I have always felt this way. I know it’s twisted, I know it’s wrong, I know I shouldn’t feel like this. I just do. I feel like life is a game, and not the fun type of game that I play from time to time with friends and family I mean a very nasty game that has winners and losers. The winners are the ones that can be productive members of society and that can provide for the needs and wants of their families, the losers are the rest of us. Nothing degrades a person that has always tied his or her self worth to what they do, than to be the one that is just not good enough. What I mean by just not good enough is not what you may think. It’s like being “just a bit outside” in baseball. The pitcher lines up and just barely misses the strike zone. Thats what seems to happen with me. I interview at a place and everyone in the interview talks about how great I am and how I seem to have a good grasp on the situation and how I could be an asset, they may say that my experience teaching, or planning and implementing camps and retreats for large groups will really come in handy. They may even ask when I would be able to start... then nothing. I hear nothing back I am put off for weeks being told that they are waiting or the position is on hold or whatever it is, and when I finally do find out what they meant to say, what the truth of the matter is, I end up getting knocked back more and more.
J and I have said that it seems when I start to get bummed something will open up to give me a glimmer of hope, the problem with that logic is that I can only take so many glimmers, there are only so many times that I can hear; “we really like you but.” I’m sick of that statement, I’m tired of hearing that I’m either over qualified, or that a job can’t pay me what I’m worth or that I have such great qualifications. I am tired of hearing that someone is going to be lucky to get me or that I’m not Methodist enough or whatever it is. I don’t want to hear “wait on God” I don’t want to be told to pray some more.
I’m tired of telling Amberly that we will go to that movie or we will do such and such as soon as Daddy starts working. I am torn up over the fact that we can’t take the girls on a proper vacation, I hate that every time I get a bit of hope built up, it’s smashed and taken away.
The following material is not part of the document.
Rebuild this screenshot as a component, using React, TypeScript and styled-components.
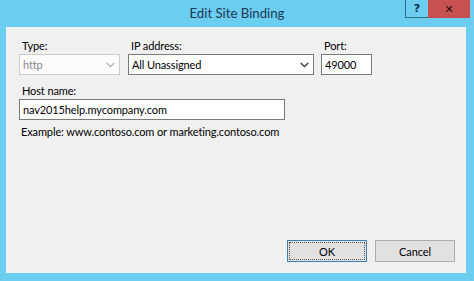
import React from "react";
import styled, { createGlobalStyle } from "styled-components";

const Global = createGlobalStyle`
  html, body { margin: 0; padding: 0; }
  body { width: 474px; height: 281px; overflow: hidden; font-family: Lato, "Noto Sans", sans-serif; }
`;

const Frame = styled.div`
  width: 474px;
  height: 281px;
  background: #6bcdef;
  display: flex;
  flex-direction: column;
  box-sizing: border-box;
`;

const TitleBar = styled.div`
  height: 27px;
  display: flex;
  position: relative;
  justify-content: center;
  align-items: flex-start;
`;

const Title = styled.div`
  font-size: 13.2px;
  color: #1b3a56;
  line-height: 26px;
`;

const Caption = styled.div`
  position: absolute;
  right: 4px;
  top: 0;
  display: flex;
`;

const CapButton = styled.div<{ $close?: boolean }>`
  height: 18px;
  width: ${(p) => (p.$close ? "42px" : "23px")};
  background: ${(p) => (p.$close ? "#c75050" : "#6bcdef")};
  box-sizing: border-box;
  border-left: ${(p) => (p.$close ? "none" : "1px solid #2d6d8a")};
  border-bottom: ${(p) => (p.$close ? "none" : "1px solid #2d6d8a")};
  display: flex;
  align-items: center;
  justify-content: center;
  font-family: "DejaVu Sans", sans-serif;
  font-weight: bold;
  font-size: 11px;
  color: ${(p) => (p.$close ? "#1e1010" : "#0e2a4a")};
`;

const Client = styled.div`
  flex: 1;
  margin: 0 8px 8px 6px;
  background: #f0f0f0;
  display: flex;
  flex-direction: column;
  padding: 12px 11px 11px 13px;
  box-sizing: border-box;
  font-size: 11px;
  letter-spacing: -0.12px;
  color: #000;
`;

const Row = styled.div`
  display: flex;
  align-items: flex-start;
`;

const Field = styled.div<{ $w: number; $ml?: number }>`
  display: flex;
  flex-direction: column;
  width: ${(p) => p.$w}px;
  margin-left: ${(p) => p.$ml ?? 0}px;
`;

const Label = styled.div<{ $mt?: number }>`
  height: 15px;
  line-height: 14px;
  padding-left: 3px;
  margin-top: ${(p) => p.$mt ?? 0}px;
  color: #000;
`;

const Box = styled.div<{ $disabled?: boolean }>`
  height: 21px;
  box-sizing: border-box;
  border: 1px solid ${(p) => (p.$disabled ? "#cccccc" : "#7a7a7a")};
  background: ${(p) => (p.$disabled ? "#fcfcfc" : "#ffffff")};
  color: ${(p) => (p.$disabled ? "#8a8a8a" : "#000")};
  display: flex;
  align-items: center;
  padding-left: 3px;
  padding-right: 4px;
  white-space: nowrap;
`;

const BoxText = styled.span`
  flex: 1;
`;

const Chevron = ({ color }: { color: string }) => (
  <svg width="9" height="6" viewBox="0 0 9 6">
    <path d="M0.8 1 L4.5 4.7 L8.2 1" fill="none" stroke={color} strokeWidth="1.3" />
  </svg>
);

const Example = styled.div`
  margin-top: 4px;
  padding-left: 2px;
  line-height: 15px;
`;

const Spacer = styled.div`
  flex: 1;
`;

const Buttons = styled.div`
  display: flex;
  justify-content: flex-end;
  gap: 8px;
`;

const Button = styled.div<{ $default?: boolean }>`
  width: 80px;
  height: 22px;
  box-sizing: border-box;
  background: #e1e1e1;
  border: 1px solid ${(p) => (p.$default ? "#3c7fb1" : "#adadad")};
  display: flex;
  align-items: center;
  justify-content: center;
  position: relative;
  &::after {
    content: "";
    display: ${(p) => (p.$default ? "block" : "none")};
    position: absolute;
    inset: 1px;
    border: 1px dotted #555;
  }
`;

export default function App() {
  return (
    <>
      <Global />
      <Frame>
        <TitleBar>
          <Title>Edit Site Binding</Title>
          <Caption>
            <CapButton>?</CapButton>
            <CapButton $close>✕</CapButton>
          </Caption>
        </TitleBar>
        <Client>
          <Row>
            <Field $w={101}>
              <Label>Type:</Label>
              <Box $disabled>
                <BoxText>http</BoxText>
                <Chevron color="#b5b5b5" />
              </Box>
            </Field>
            <Field $w={186} $ml={8}>
              <Label>IP address:</Label>
              <Box>
                <BoxText>All Unassigned</BoxText>
                <Chevron color="#333" />
              </Box>
            </Field>
            <Field $w={51} $ml={7}>
              <Label>Port:</Label>
              <Box>
                <BoxText>49000</BoxText>
              </Box>
            </Field>
          </Row>
          <Row>
            <Field $w={266}>
              <Label $mt={9}>Host name:</Label>
              <Box>
                <BoxText>nav2015help.mycompany.com</BoxText>
              </Box>
            </Field>
          </Row>
          <Example>Example: www.contoso.com or marketing.contoso.com</Example>
          <Spacer />
          <Buttons>
            <Button $default>OK</Button>
            <Button>Cancel</Button>
          </Buttons>
        </Client>
      </Frame>
    </>
  );
}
Enough is enough, there has to come a point that something in the year 2010 is good.
Before you decide to get all self righteous and spiritual on me and tell me that God has given me so much, that I still have J and the girls, or that J is a miracle let me say this shut up. I hate the fact that J was sick in the first place, I don’t see any intrinsic value in that whole situation, I don’t see how it “worked for the good.” I’m to the point of walking, of just telling God he can keep to Himself and I’ll keep to myself.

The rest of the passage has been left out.